Action Taken: Added the Experiment, Chaos, Feedback loop into the product owner and customer-journey principles I’m currently learning.
Gratitude Moment: I’m so grateful that you’ve committed to make Australia and New Zealand the best place to build a Startup. I’m also incredibly grateful to be part o this program.
Who? Startmate Fellowship Alumni (from the last cohort)
What? How to Maximise Your Time in the Fellowship
Top Lesson Learned: Ask Questions! All the Questions. Questions Are Life.
Action Taken: Make sure we use the content we learn, connect, and utilise the wider startup community.
Favourite Strategy: The content doesn’t help narrow down industry, company or roles, so this is an area to be your own detective in.
What’s left to do: Create a system, strategies, collaborate, take a whole bunch of action, and loads of research.
Gratitude Moment: Learning from those who have recently done it and can share the tips, tricks and tools of what they wished they had known is amazing; I really appreciate your time ladies, thank you!
Who? Ashlee, Ellie, Sianne, Amanda, Taina
What? Buddies & Squad
Top Lesson Learned: Background about each other, and how we can support one another.

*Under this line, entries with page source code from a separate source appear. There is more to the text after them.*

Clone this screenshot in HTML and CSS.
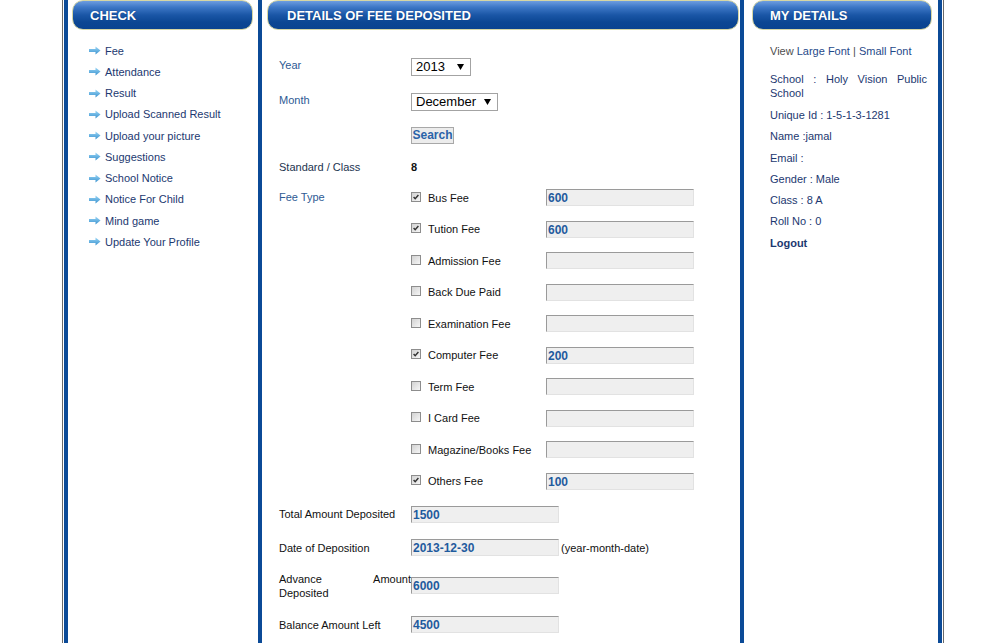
FILE: index.html
```html
<!DOCTYPE html>
<html>
<head>
<meta charset="utf-8">
<title>Details of Fee Deposited</title>
<link rel="stylesheet" href="styles.css">
</head>
<body>
<div class="wrap">
  <div class="col left">
    <div class="hdr hdr-left">CHECK</div>
    <ul class="menu">
      <li><svg class="arr" viewBox="0 0 12 9"><defs><linearGradient id="ag" x1="0" y1="0" x2="0" y2="1"><stop offset="0" stop-color="#9ad6f6"/><stop offset="1" stop-color="#3a92cf"/></linearGradient></defs><path d="M0 3h6.5V0.5L11.5 4.5 6.5 8.5V6H0z" fill="url(#ag)"/></svg><a>Fee</a></li>
      <li><svg class="arr" viewBox="0 0 12 9"><path d="M0 3h6.5V0.5L11.5 4.5 6.5 8.5V6H0z" fill="url(#ag)"/></svg><a>Attendance</a></li>
      <li><svg class="arr" viewBox="0 0 12 9"><path d="M0 3h6.5V0.5L11.5 4.5 6.5 8.5V6H0z" fill="url(#ag)"/></svg><a>Result</a></li>
      <li><svg class="arr" viewBox="0 0 12 9"><path d="M0 3h6.5V0.5L11.5 4.5 6.5 8.5V6H0z" fill="url(#ag)"/></svg><a>Upload Scanned Result</a></li>
      <li><svg class="arr" viewBox="0 0 12 9"><path d="M0 3h6.5V0.5L11.5 4.5 6.5 8.5V6H0z" fill="url(#ag)"/></svg><a>Upload your picture</a></li>
      <li><svg class="arr" viewBox="0 0 12 9"><path d="M0 3h6.5V0.5L11.5 4.5 6.5 8.5V6H0z" fill="url(#ag)"/></svg><a>Suggestions</a></li>
      <li><svg class="arr" viewBox="0 0 12 9"><path d="M0 3h6.5V0.5L11.5 4.5 6.5 8.5V6H0z" fill="url(#ag)"/></svg><a>School Notice</a></li>
      <li><svg class="arr" viewBox="0 0 12 9"><path d="M0 3h6.5V0.5L11.5 4.5 6.5 8.5V6H0z" fill="url(#ag)"/></svg><a>Notice For Child</a></li>
      <li><svg class="arr" viewBox="0 0 12 9"><path d="M0 3h6.5V0.5L11.5 4.5 6.5 8.5V6H0z" fill="url(#ag)"/></svg><a>Mind game</a></li>
      <li><svg class="arr" viewBox="0 0 12 9"><path d="M0 3h6.5V0.5L11.5 4.5 6.5 8.5V6H0z" fill="url(#ag)"/></svg><a>Update Your Profile</a></li>
    </ul>
  </div>

  <div class="col mid">
    <div class="hdr hdr-mid">DETAILS OF FEE DEPOSITED</div>
    <div class="form">
      <div class="row h-year">
        <div class="lbl blue">Year</div>
        <div class="ctl"><span class="sel sel-year">2013<svg class="tri" viewBox="0 0 7 6"><path d="M0 0h7L3.5 6z"/></svg></span></div>
      </div>
      <div class="row h-month">
        <div class="lbl blue">Month</div>
        <div class="ctl"><span class="sel sel-month">December<svg class="tri" viewBox="0 0 7 6"><path d="M0 0h7L3.5 6z"/></svg></span></div>
      </div>
      <div class="row h-search">
        <div class="lbl"></div>
        <div class="ctl"><span class="btn">Search</span></div>
      </div>
      <div class="row h-std">
        <div class="lbl dark">Standard / Class</div>
        <div class="ctl"><b class="std">8</b></div>
      </div>
      <div class="row fee-block">
        <div class="lbl blue fee-lbl">Fee Type</div>
        <div class="fees">
          <div class="fee"><span class="cb on"><svg viewBox="0 0 10 10"><path d="M2 5l2 2.2L8 2.5" fill="none" stroke="#333" stroke-width="1.8"/></svg></span><span class="fname">Bus Fee</span><span class="box">600</span></div>
          <div class="fee"><span class="cb on"><svg viewBox="0 0 10 10"><path d="M2 5l2 2.2L8 2.5" fill="none" stroke="#333" stroke-width="1.8"/></svg></span><span class="fname">Tution Fee</span><span class="box">600</span></div>
          <div class="fee"><span class="cb"></span><span class="fname">Admission Fee</span><span class="box"></span></div>
          <div class="fee"><span class="cb"></span><span class="fname">Back Due Paid</span><span class="box"></span></div>
          <div class="fee"><span class="cb"></span><span class="fname">Examination Fee</span><span class="box"></span></div>
          <div class="fee"><span class="cb on"><svg viewBox="0 0 10 10"><path d="M2 5l2 2.2L8 2.5" fill="none" stroke="#333" stroke-width="1.8"/></svg></span><span class="fname">Computer Fee</span><span class="box">200</span></div>
          <div class="fee"><span class="cb"></span><span class="fname">Term Fee</span><span class="box"></span></div>
          <div class="fee"><span class="cb"></span><span class="fname">I Card Fee</span><span class="box"></span></div>
          <div class="fee"><span class="cb"></span><span class="fname">Magazine/Books Fee</span><span class="box"></span></div>
          <div class="fee"><span class="cb on"><svg viewBox="0 0 10 10"><path d="M2 5l2 2.2L8 2.5" fill="none" stroke="#333" stroke-width="1.8"/></svg></span><span class="fname">Others Fee</span><span class="box">100</span></div>
        </div>
      </div>
      <div class="row h-total">
        <div class="lbl">Total Amount Deposited</div>
        <div class="ctl"><span class="box">1500</span></div>
      </div>
      <div class="row h-date">
        <div class="lbl">Date of Deposition</div>
        <div class="ctl"><span class="box">2013-12-30</span><span class="hint">(year-month-date)</span></div>
      </div>
      <div class="row h-adv">
        <div class="lbl just">Advance Amount Deposited</div>
        <div class="ctl"><span class="box">6000</span></div>
      </div>
      <div class="row h-bal">
        <div class="lbl">Balance Amount Left</div>
        <div class="ctl"><span class="box">4500</span></div>
      </div>
    </div>
  </div>

  <div class="col right">
    <div class="hdr hdr-right">MY DETAILS</div>
    <div class="info">
      <p class="view">View <a>Large Font</a> | <a>Small Font</a></p>
      <p class="school">School : Holy Vision Public School</p>
      <ul class="facts">
        <li>Unique Id : 1-5-1-3-1281</li>
        <li>Name :jamal</li>
        <li>Email :</li>
        <li>Gender : Male</li>
        <li>Class : 8 A</li>
        <li>Roll No : 0</li>
        <li class="logout">Logout</li>
      </ul>
    </div>
  </div>
</div>
</body>
</html>
```

FILE: styles.css
```css
html, body {
  margin: 0;
  padding: 0;
  background: #ffffff;
  overflow: hidden;
}
body {
  font-family: "Liberation Sans", Arial, sans-serif;
  font-size: 11px;
  color: #1c3870;
}
.wrap {
  margin-left: 62px;
  width: 882px;
  height: 643px;
  border-left: 1px solid #6a6a6a;
  border-right: 1px solid #6a6a6a;
  padding: 0 1px;
  box-sizing: border-box;
  display: flex;
}
.col {
  border-left: 4px solid #0b4a97;
  height: 100%;
}
.left { width: 190px; }
.mid { width: 478px; }
.right {
  width: 194px;
  border-right: 4px solid #0b4a97;
}

/* headers */
.hdr {
  height: 30px;
  box-sizing: border-box;
  border: 1px solid #d6d6a4;
  border-radius: 11px;
  background: linear-gradient(to bottom, #6d9de0 0%, #3d77c6 22%, #1a56a6 50%, #0c4794 75%, #0a4390 100%);
  color: #ffffff;
  font-weight: bold;
  font-size: 13px;
  line-height: 29px;
  text-shadow: 0 0 1px #0a3b7d;
}
.hdr-left { margin: 0 5px 0 4px; padding-left: 17px; }
.hdr-mid { margin: 0 1px 0 5px; padding-left: 19px; }
.hdr-right { margin: 0 6px 0 8px; padding-left: 17px; }

/* left menu */
.menu {
  list-style: none;
  margin: 0;
  padding: 10px 0 0 21px;
}
.menu li {
  height: 21.25px;
  display: flex;
  align-items: center;
}
.menu .arr {
  width: 12px;
  height: 9px;
  margin-right: 4px;
  flex: none;
}
.menu a {
  color: #1c3870;
}

/* middle form */
.form {
  padding: 19px 0 0 17px;
}
.row {
  display: flex;
  align-items: center;
}
.lbl {
  width: 132px;
  flex: none;
  line-height: 14px;
  color: #111111;
}
.lbl.blue { color: #2d5a94; }
.lbl.dark { color: #22344f; }
.h-year, .h-month { height: 35px; }
.h-year .lbl, .h-month .lbl { margin-bottom: 4px; }
.h-search { height: 33px; }
.h-std { height: 30px; }
.h-total { height: 34px; }
.h-date { height: 33px; }
.h-adv { height: 43px; }
.h-bal { height: 35px; }
.ctl {
  display: flex;
  align-items: center;
}
.sel {
  height: 18px;
  box-sizing: border-box;
  border: 1px solid #a3a3a3;
  background: #ffffff;
  color: #000000;
  font-size: 13px;
  line-height: 16px;
  padding-left: 4px;
  padding-right: 6px;
  display: flex;
  align-items: center;
  justify-content: space-between;
}
.sel-year { width: 60px; }
.sel-month { width: 87px; }
.tri {
  width: 7px;
  height: 6px;
  fill: #000000;
}
.btn {
  width: 43px;
  height: 17px;
  box-sizing: border-box;
  border: 1px solid #a8a8a8;
  background: #ececec;
  color: #2a63a8;
  font-weight: bold;
  font-size: 12px;
  line-height: 15px;
  text-align: center;
}
.std {
  color: #111111;
  font-size: 11px;
}
.fee-block {
  align-items: flex-start;
}
.fee-lbl {
  line-height: 31.5px;
}
.fee {
  height: 31.5px;
  display: flex;
  align-items: center;
}
.cb {
  width: 10px;
  height: 10px;
  box-sizing: border-box;
  border: 1px solid #8d8d8d;
  background: linear-gradient(to bottom right, #d2d2d2, #f6f6f6);
  margin-right: 7px;
  margin-top: -2px;
  flex: none;
  display: flex;
}
.cb svg {
  width: 8px;
  height: 8px;
}
.fname {
  width: 118px;
  color: #111111;
}
.box {
  width: 148px;
  height: 17px;
  box-sizing: border-box;
  border-top: 1px solid #9a9a9a;
  border-left: 1px solid #9a9a9a;
  border-right: 1px solid #e2e2e2;
  border-bottom: 1px solid #e2e2e2;
  background: #efefef;
  color: #1f5b9e;
  font-weight: bold;
  font-size: 12px;
  line-height: 16px;
  padding-left: 1px;
  flex: none;
}
.hint {
  margin-left: 2px;
  color: #111111;
}
.just {
  text-align: justify;
}

/* right info */
.info {
  padding: 14px 11px 0 26px;
}
.info p {
  margin: 0;
  line-height: 14px;
}
.view { color: #4d4d4d; }
.view a { color: #1f4a8a; }
.info .school {
  margin-top: 14px;
  text-align: justify;
}
.facts {
  list-style: none;
  margin: 5px 0 0 0;
  padding: 0;
}
.facts li {
  line-height: 21.3px;
}
.logout { font-weight: bold; }
```
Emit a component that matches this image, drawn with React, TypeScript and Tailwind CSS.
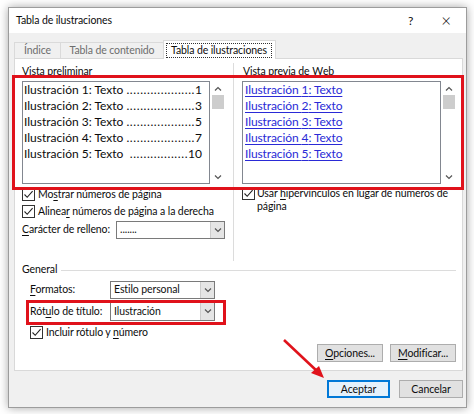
import React from 'react';

const font = { fontFamily: 'Lato, "Noto Sans", sans-serif' };

const Check = () => (
  <span className="w-[13px] h-[13px] border border-[#333333] bg-white flex items-center justify-center shrink-0">
    <svg width="11" height="11" viewBox="0 0 11 11">
      <path d="M1.5 5.5 L4.2 8.3 L9.6 2.2" fill="none" stroke="#222222" strokeWidth="1.1" />
    </svg>
  </span>
);

const Chevron = ({ up = false }: { up?: boolean }) => (
  <svg width="8" height="5" viewBox="0 0 8 5">
    <path d={up ? 'M1 4.5 L4 1.5 L7 4.5' : 'M1 0.5 L4 3.5 L7 0.5'} fill="none" stroke="#555555" strokeWidth="1.2" />
  </svg>
);

const Scrollbar = ({ w }: { w: string }) => (
  <div className={`${w} h-[103px] flex flex-col items-center`}>
    <div className="h-[14px] flex items-center justify-center">
      <Chevron up />
    </div>
    <div className="w-[12px] h-[14px] bg-[#cdcdcd]" />
    <div className="flex-1" />
    <div className="h-[14px] flex items-center justify-center">
      <Chevron />
    </div>
  </div>
);

const Select = ({ value, w, h }: { value: string; w: string; h: string }) => (
  <div className={`${w} ${h} border border-[#7a7a7a] bg-white flex items-stretch`}>
    <span className="flex-1 pl-[3px] flex items-center text-[#111111]">{value}</span>
    <span className="w-[14px] bg-[#e5e5e5] border-l border-[#cccccc] flex items-center justify-center">
      <Chevron />
    </span>
  </div>
);

const U = ({ children }: { children: React.ReactNode }) => <span className="underline underline-offset-2">{children}</span>;

const previews = [
  { n: 1, p: '1', dots: 20 },
  { n: 2, p: '3', dots: 20 },
  { n: 3, p: '5', dots: 20 },
  { n: 4, p: '7', dots: 20 },
  { n: 5, p: '10', dots: 17 },
];

export default function App() {
  return (
    <div
      className="relative w-[474px] h-[414px] bg-white overflow-hidden text-[#0c0c0c] text-[10.5px] tracking-[-0.1px] whitespace-nowrap"
      style={font}
    >
      <div className="ml-[8px] mt-[7px] w-[459px] h-[401px] border border-[#9c9c9c] flex flex-col shadow-[0_0_9px_rgba(0,0,0,0.35)]">
        {/* title bar */}
        <div className="h-[25px] bg-white flex items-center pl-[7px]">
          <span>Tabla de ilustraciones</span>
          <span className="ml-auto mr-[28px] text-[12px]">?</span>
          <span className="mr-[15px] text-[17px] font-light leading-none">×</span>
        </div>

        <div className="flex-1 bg-[#f0f0f0] flex flex-col pl-[5px] pr-[3px]">
          {/* tabs */}
          <div className="pt-[7px] h-[25px] flex items-end">
            <div className="w-[46px] h-[16px] flex items-center justify-center text-[#6d6d6d] border-t border-l border-[#dadada]">Índice</div>
            <div className="w-[103px] h-[16px] flex items-center justify-center text-[#6d6d6d] border-t border-l border-[#dadada]">Tabla de contenido</div>
            <div className="relative z-10 -mb-[1px] w-[113px] h-[19px] bg-white border border-b-0 border-[#d9d9d9] flex items-center pl-[2px]">
              <span className="border border-dotted border-[#333333] px-[4px] leading-[13px]">Tabla de ilustraciones</span>
            </div>
          </div>

          {/* panel */}
          <div className="h-[313px] bg-white border border-[#d9d9d9] flex flex-col">
            <div className="mt-[4px] h-[198px] flex">
              <div className="w-[219px] border-r border-[#dcdcdc] pl-[7px] pt-[1px]">
                <div className="h-[16px] flex items-center"><U>V</U>ista preliminar</div>
                <div className="mt-[1px] flex">
                  <div className="w-[188px] h-[103px] border border-[#828790] pl-[1px] pr-[7px] text-[12px] tracking-normal leading-[16px]">
                    {previews.map((r) => (
                      <div key={r.n} className="flex">
                        <span>Ilustración {r.n}: Texto&nbsp;</span>
                        <span className="flex-1 overflow-hidden text-right tracking-[0.6px]">{'.'.repeat(r.dots)}</span>
                        <span>{r.p}</span>
                      </div>
                    ))}
                  </div>
                  <Scrollbar w="w-[16px]" />
                </div>
                <div className="mt-[2px] h-[17px] flex items-center gap-[3px]">
                  <Check />
                  <span>Mo<U>s</U>trar números de página</span>
                </div>
                <div className="h-[17px] flex items-center gap-[3px]">
                  <Check />
                  <span>Alinea<U>r</U> números de página a la derecha</span>
                </div>
                <div className="mt-[1px] h-[18px] flex items-center">
                  <span className="w-[94px]"><U>C</U>arácter de relleno:</span>
                  <Select value="......." w="w-[109px]" h="h-[18px]" />
                </div>
              </div>

              <div className="flex-1 pl-[8px] pt-[1px]">
                <div className="h-[16px] flex items-center pl-[1px]">Vista previa de&nbsp;<U>W</U>eb</div>
                <div className="mt-[1px] flex">
                  <div className="w-[199px] h-[103px] border border-[#828790] pl-[2px] text-[12px] tracking-[-0.1px] leading-[16px] text-[#2a2ad6]">
                    {previews.map((r) => (
                      <div key={r.n}>
                        <span className="underline underline-offset-2">Ilustración {r.n}: Texto</span>
                      </div>
                    ))}
                  </div>
                  <Scrollbar w="w-[15px]" />
                </div>
                <div className="mt-[3px] flex items-start gap-[2px]">
                  <Check />
                  <span className="leading-[13px]">
                    Usar <U>h</U>ipervínculos en lugar de números de
                    <br />
                    página
                  </span>
                </div>
              </div>
            </div>

            {/* General */}
            <div className="h-[16px] mt-[1px] flex items-center pl-[7px] pr-[6px]">
              <span>General</span>
              <div className="flex-1 ml-[4px] border-t border-[#dcdcdc]" />
            </div>
            <div className="mt-[3px] h-[18px] flex items-center pl-[15px]">
              <span className="w-[80px]"><U>F</U>ormatos:</span>
              <Select value="Estilo personal" w="w-[105px]" h="h-[18px]" />
            </div>
            <div className="mt-[3px] h-[19px] flex items-center pl-[15px]">
              <span className="w-[80px]">Rót<U>u</U>lo de título:</span>
              <Select value="Ilustración" w="w-[105px]" h="h-[19px]" />
            </div>
            <div className="mt-[3px] h-[17px] flex items-center gap-[3px] pl-[15px]">
              <Check />
              <span>Incluir rótulo y <U>n</U>úmero</span>
            </div>

            <div className="mt-auto mb-[8px] pr-[6px] flex justify-end gap-[7px]">
              <button className="w-[66px] h-[18px] bg-[#e1e1e1] border border-[#adadad] leading-none">
                <U>O</U>pciones...
              </button>
              <button className="w-[66px] h-[18px] bg-[#e1e1e1] border border-[#adadad] leading-none">
                <U>M</U>odificar...
              </button>
            </div>
          </div>

          {/* dialog buttons */}
          <div className="pt-[9px] flex justify-end gap-[9px]">
            <button className="w-[63px] h-[18px] bg-[#e5f1fb] border-2 border-[#0078d7] leading-none">Aceptar</button>
            <button className="w-[64px] h-[18px] bg-[#e1e1e1] border border-[#adadad] leading-none">Cancelar</button>
          </div>
        </div>
      </div>

      {/* annotations */}
      <div className="absolute left-[12px] top-[75px] w-[452px] h-[115px] border-[3px] border-[#e0121b]" />
      <div className="absolute left-[26px] top-[300px] w-[200px] h-[25px] border-[3px] border-[#e0121b]" />
      <svg className="absolute left-0 top-0" width="474" height="414" viewBox="0 0 474 414">
        <line x1="284" y1="340" x2="318" y2="372" stroke="#e0121b" strokeWidth="2.5" />
        <polygon points="324,378 311,373 319,366" fill="#e0121b" />
      </svg>
    </div>
  );
}
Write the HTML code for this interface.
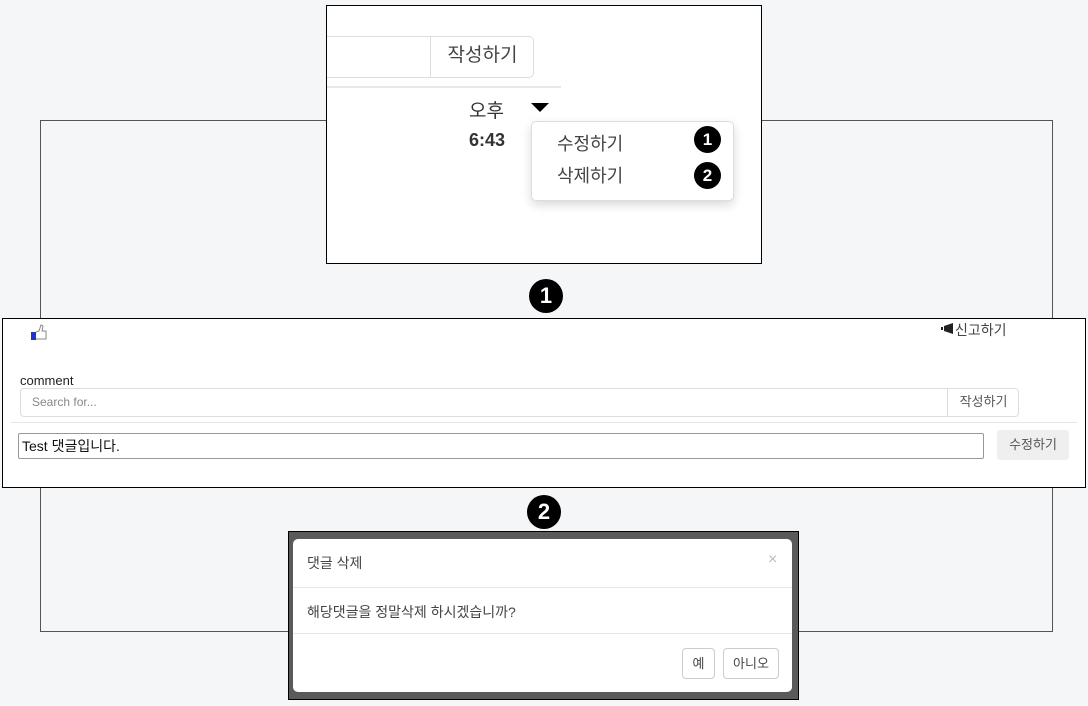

Gratitude Moment: Connecting and having our own little tribe to be on this journey with.
Day 3
Who? Phoebe Harrop
What? Startups and VC 101
Top Lesson Learned: How investments/investors are selected.
What’s left to do: Re-watch the recording and learn more about the stages of startups and funding. Re-read industry lingo and terms.
Gratitude Moment: You made this complicated topic easy, and fun to understand, thanks Pheobe!
Day 4
Who? Sophia Witherington
What? How to Build Your Social Capital
Top Lesson Learned: Do the research, do the work. Be clear, concise, to the point and specific when making requests.
Action To Do: Create a system for tracking and following up on those I’m connecting with (mini-CRM).
Favourite Strategy: 1000% ask for the intro. Make it easy.
Gratitude Moment: This session was amazing. It gave me a point to start networking the optimal way. So often, we can be self-focused, and this was a way to really focus on others, and keep that top of mind. Thank you!
Who? Julie Trell
What? My Wonderful Coach
Favourite strategy shared: The Masters of Scale Podcast
Favourite quote: “Perfection is the enemy of done. Good enough is really effin’ good.” Brene Brown.
What’s left to do: Fingerprint for Success.
Gratitude Moment: I’m so blessed to have Julie as my thought partner.
Who? Maxine Minter
What? How to Maximise Your Coaching Relationship
Favourite Lesson Learned: How to get the most out of my coach relationship, and how to define my coaching relationship — in the fellowship context.
Action Taken: I loved your coaching agreements; they inspired me to update my own.
Favourite Strategy: Staying in ‘unfreeze’ as long as possible and seeing, doing, exploring, hunting while in this zone. Maximise it!
What’s left to do: A lot of exploring and hunting.
Gratitude Moment: You’re an outstanding, clear, concise, engaging coach Maxine. I enjoyed every second of the session.
Day 5
Who? Crista
What? Breakfast Club
Top Lesson Learned: Group journal reflection with music and specific questions are really powerful and effective.
Gratitude Moment: I loved the format — debrief, unwind, connect, reflect, and thinking about the past week and week ahead. These are things I do; however, the group context is a game-changer. I plan on implementing this in my coaching practice in the near future.
Who? May Samali
What? Design Your Life Workshop
Top Lesson Learned: How to bring our values to life—live them at the embodiment level—in business and in life.
Action Taken: I’ve implemented action from the workshop, thank you.
Favourite Strategy: Turning prioritisation on its head and aligning calendar appointments with values.
Gratitude Moment: You’re an outstanding coach who is super engaging and, this was a fun, enjoyable workshop! I created something similar, and it was incredible to be on the other side of a workshop, rather than being the one giving it, and yours was different too. I enjoyed it immensely.
Wowsers! What a week it was. I’m skilled at action, but even I am a little on the OMG side at the moment on how to get all the wheels turning at once.